Are each of these variant forms to be explained internally? Again I don't mean to rain on anyone's parade, especially if done for fun, but when I said (above) mountain of inconsistencies -- fan-made inconsistencies -- if we are going to add draft texts for The Lord of the Rings (and The Hobbit?), them I'll repeat what I said above but change mountain to "mountain range".

Who's getting rained on? This looks like a challenge! I shall leave mindil to handle their theory and instead return to mine:

-Tar and Finduilas are probably a Gondorian marginal note in the Red Book. 'Tar' is obviously abbreviated from 'Alatariel', while Finduilas is the other woman of the House of Finarfin. Obviously Gondorian legend associated both names with Lorien, and ultimately assigned 'Tar' as the male name; the Red Book told them the true story, and a helpful scribe noted the 'Gondorian names' in the margin. On his first pass, Tolkien thought they were a correction!

-Aran and Rhien suggest that the Lorien portion of the Red Book was damaged; 'Rhien' is Tolkien's tentative reading of '-riel', all he could see of Galadriel's name. Similarly, Aran is '-o[b]orn'. Perhaps this is why he took the marginal note as his initial names!

-Galdaran and Galdrin: the latter is another attempt to read 'Galadriel'. 'Galdaran' is best understood in light of:

-Galathir and Galadhrien: 'Galathir' is a perfectly good name for a Sinda; quite likely Tolkien found it, assumed it meant the same person as '-aran', and attempted to use that fact to reconstruct the name in the previous item.

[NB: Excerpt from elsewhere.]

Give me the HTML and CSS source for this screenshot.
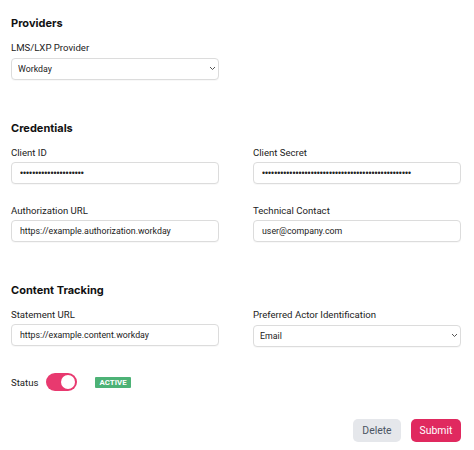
FILE: index.html
```html
<!DOCTYPE html>
<html>
<head>
<meta charset="utf-8">
<link rel="stylesheet" href="styles.css">
</head>
<body>
<form class="page">
  <section class="section">
    <h2 class="heading">Providers</h2>
    <div class="grid">
      <div class="field">
        <label class="label">LMS/LXP Provider</label>
        <div class="select-wrap">
          <select class="control select"><option>Workday</option></select>
          <svg class="chev" width="7" height="5" viewBox="0 0 7 5"><path d="M1 1 L3.5 3.5 L6 1" fill="none" stroke="#555" stroke-width="1"/></svg>
        </div>
      </div>
    </div>
  </section>

  <section class="section">
    <h2 class="heading">Credentials</h2>
    <div class="grid">
      <div class="field">
        <label class="label">Client ID</label>
        <input class="control" type="password" value="aaaaaaaaaaaaaaaaaaaaa">
      </div>
      <div class="field">
        <label class="label">Client Secret</label>
        <input class="control" type="password" value="aaaaaaaaaaaaaaaaaaaaaaaaaaaaaaaaaaaaaaaaaaaaaaaaa">
      </div>
      <div class="field">
        <label class="label">Authorization URL</label>
        <input class="control" type="text" value="https://example.authorization.workday">
      </div>
      <div class="field">
        <label class="label">Technical Contact</label>
        <input class="control" type="text" value="user@company.com">
      </div>
    </div>
  </section>

  <section class="section">
    <h2 class="heading">Content Tracking</h2>
    <div class="grid">
      <div class="field">
        <label class="label">Statement URL</label>
        <input class="control" type="text" value="https://example.content.workday">
      </div>
      <div class="field">
        <label class="label">Preferred Actor Identification</label>
        <div class="select-wrap">
          <select class="control select"><option>Email</option></select>
          <svg class="chev" width="7" height="5" viewBox="0 0 7 5"><path d="M1 1 L3.5 3.5 L6 1" fill="none" stroke="#555" stroke-width="1"/></svg>
        </div>
      </div>
    </div>
    <div class="status-row">
      <span class="status-label">Status</span>
      <span class="toggle"><span class="knob"></span></span>
      <span class="badge">ACTIVE</span>
    </div>
  </section>

  <div class="actions">
    <button type="button" class="btn btn-delete">Delete</button>
    <button type="button" class="btn btn-submit">Submit</button>
  </div>
</form>
</body>
</html>
```

FILE: styles.css
```css
* { box-sizing: border-box; }
html, body { margin: 0; padding: 0; background: #ffffff; }
body {
  font-family: Roboto, "Liberation Sans", Arial, sans-serif;
  color: #1f1f1f;
}
.page {
  padding: 15px 13px 0 11px;
  display: flex;
  flex-direction: column;
}
.section { margin-bottom: 40px; }
.section:nth-child(3) { margin-bottom: 28px; }
.heading {
  margin: 0 0 11px 0;
  font-family: Inter, "Liberation Sans", sans-serif;
  font-weight: 700;
  font-size: 11px;
  line-height: 16px;
  color: #111;
}
.grid {
  display: grid;
  grid-template-columns: 208px 208px;
  column-gap: 34px;
  row-gap: 21px;
}
.field { display: flex; flex-direction: column; }
.label {
  font-size: 9.6px;
  line-height: 12px;
  margin-bottom: 3px;
  color: #222;
}
.control {
  width: 208px;
  height: 22px;
  border: 1px solid #dcdcdc;
  border-radius: 4px;
  background: #fff;
  font-family: Roboto, "Liberation Sans", Arial, sans-serif;
  font-size: 8.8px;
  color: #222;
  padding: 0 8px;
  outline: none;
  box-shadow: 0 1px 1px rgba(0,0,0,0.03);
}
.control[type="password"] { font-family: "Liberation Sans", Arial, sans-serif; font-size: 8.7px; }
.select-wrap { position: relative; width: 208px; }
.select {
  appearance: none;
  -webkit-appearance: none;
  padding-left: 6px;
}
.chev {
  position: absolute;
  right: 3px;
  top: 9px;
}
.status-row {
  display: flex;
  align-items: center;
  margin-top: 26px;
  height: 18px;
}
.status-label {
  font-size: 9.6px;
  color: #222;
  margin-right: 8px;
}
.toggle {
  width: 31px;
  height: 18px;
  border-radius: 9px;
  background: #e8396f;
  display: flex;
  align-items: center;
  justify-content: flex-end;
  padding-right: 2px;
  margin-right: 18px;
}
.knob {
  width: 14px;
  height: 14px;
  border-radius: 50%;
  background: #fff;
}
.badge {
  background: #4db276;
  color: #fff;
  font-weight: 700;
  font-size: 7.8px;
  line-height: 11px;
  padding: 0 4px;
  border-radius: 1px;
  letter-spacing: 0.1px;
}
.actions {
  display: flex;
  justify-content: flex-end;
  gap: 10px;
}
.btn {
  height: 23px;
  border: none;
  border-radius: 5px;
  font-family: Roboto, "Liberation Sans", Arial, sans-serif;
  font-size: 10.4px;
  padding: 0;
}
.btn-delete { background: #e5e7eb; color: #4b5563; width: 48px; }
.btn-submit { background: #e0295f; color: #fff; width: 50px; }
```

Luckily, he then found an undamaged instance of the name 'Celeborn', avoiding the whole blind alley.

The remaining 'Galadriel' variants are just more attempts to reconstruct her name from the damaged portions. The fact that it took so long suggests he might ultimately have found her in a different source - possibly somewhere later in 'The Downfall of the Lord of the Rings and the Return of the King'.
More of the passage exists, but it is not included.